Network pharmacology and experimental validation identify the targets of Marsdenia tenacissima in neutrophilic asthma treatment

Ethnopharmacological relevance: Neutrophilic asthma (NA) refers to an asthma phenotype characterized by significantly elevated levels of neutrophils in induced sputum samples. It is typically associated with a poor response to glucocorticoid therapy and an increased frequency of disease exacerbations. Factors such as pathogen infections and oxidative stress are believed to be associated with the progression of the disease. Marsdenia tenacissima (Roxb.) Wight et Arn (MT), a traditional Chinese medicinal herb, has been extensively utilized for centuries in the treatment of airway inflammatory disorders, particularly asthma. Despite its prolonged clinical application, the specific molecular mechanisms responsible for its therapeutic effects remain inadequately elucidated.

Aim of the study: This study aims to reveal the molecular mechanisms underlying the therapeutic effects of MT in NA by an integrated approach of network pharmacology combined with in vivo and in vitro experiments.

Material and methods: We constructed a mouse model of NA using house dust Mite (HDM) and lipopolysaccharide (LPS). The therapeutic effects of MT on NA were assessed through pulmonary function tests, histology, and enzyme-linked immunosorbent assay (ELISA). Using network pharmacology, we screened the key compounds of MT for treating NA and their potential targets, which were validated through molecular docking and molecular dynamics simulations. Using in vitro cytotoxicity assay, ELISA, real-time quantitative polymerase chain reaction (qPCR), transwell assay, Western blot (WB), cell thermal shift assay (CETSA), and in vivo experiments, we verified the therapeutic effects and potential mechanism of the key compound.

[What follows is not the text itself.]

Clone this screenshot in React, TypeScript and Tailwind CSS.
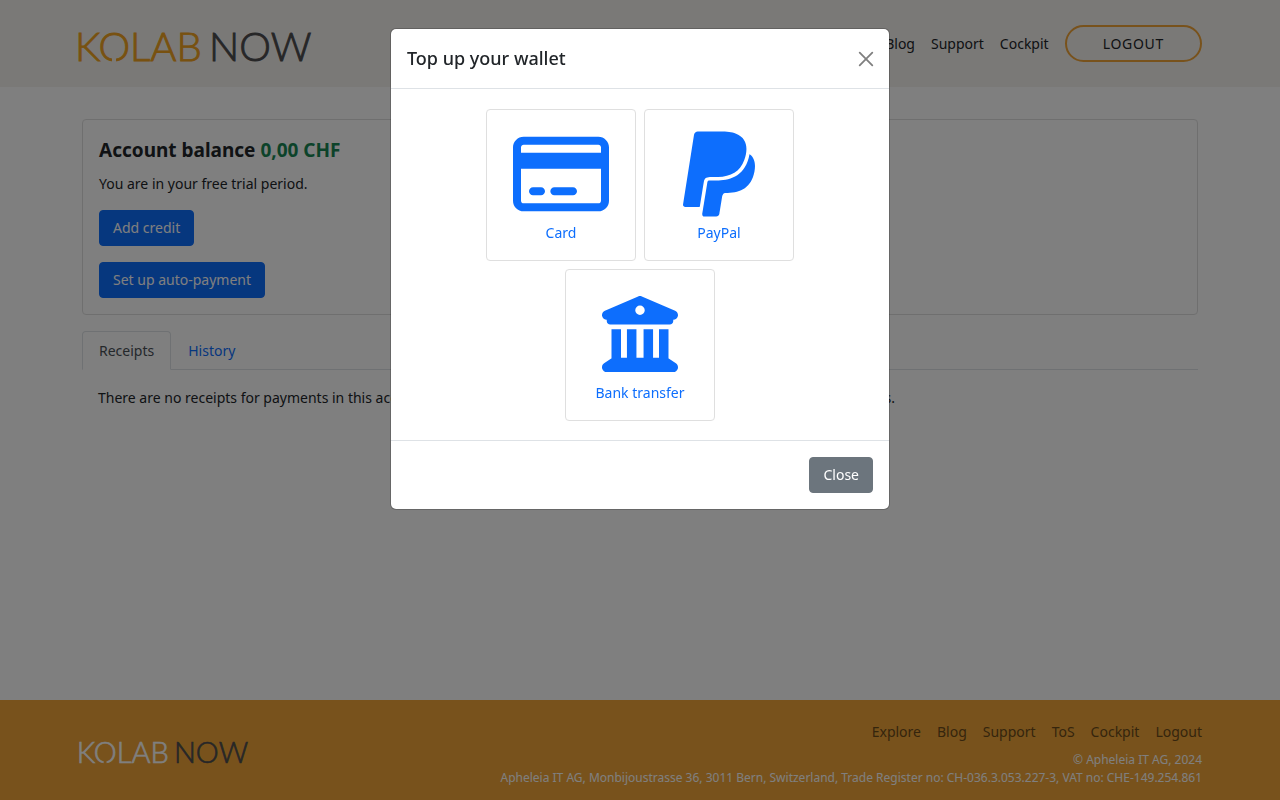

Results: The Gene Ontology (GO) and Kyoto Encyclopedia of Genes and Genomes (KEGG) enrichment analysis of the intersection between MT's targets and asthma targets revealed that MT acts on multiple biological processes and pathways related to NA. We demonstrated that MT alleviates asthma symptoms, neutrophil infiltration, and the release of inflammatory cytokines in vitro. Employing network pharmacology, we identified 17β-Tenacigenin B as the key compound of MT, targeting interleukin (IL)-6 and Janus kinase (JAK)1, thereby modulating the JAK/STAT and its downstream PI3K/Akt/mTOR pathway. Molecular docking, molecular dynamics simulations, and CETSA demonstrated stable binding between this compound and its targets. The therapeutic effects of the key compound and the key protein within these pathways were validated in vivo and in vitro. Furthermore, we confirmed the therapeutic effects of MT in NA by suppressing the IL-6/JAK/STAT pathway through the administration of LMT-28, the IL-6 Inhibitor.

Conclusions: This research revealed that MT treats NA through the IL-6/JAK/STAT and PI3K/Akt/mTOR pathways. It is worth noting that this is the first time that network pharmacology has been comprehensively used to explore the mechanism of MT in treating asthma. This finding advances our understanding of the pharmacological mechanisms underlying MT and lends support to its usage as a treatment agent for NA.

IL-6/JAK/STAT; Marsdenia tenacissima; Neutrophilic asthma; PI3K/AKT/mTOR.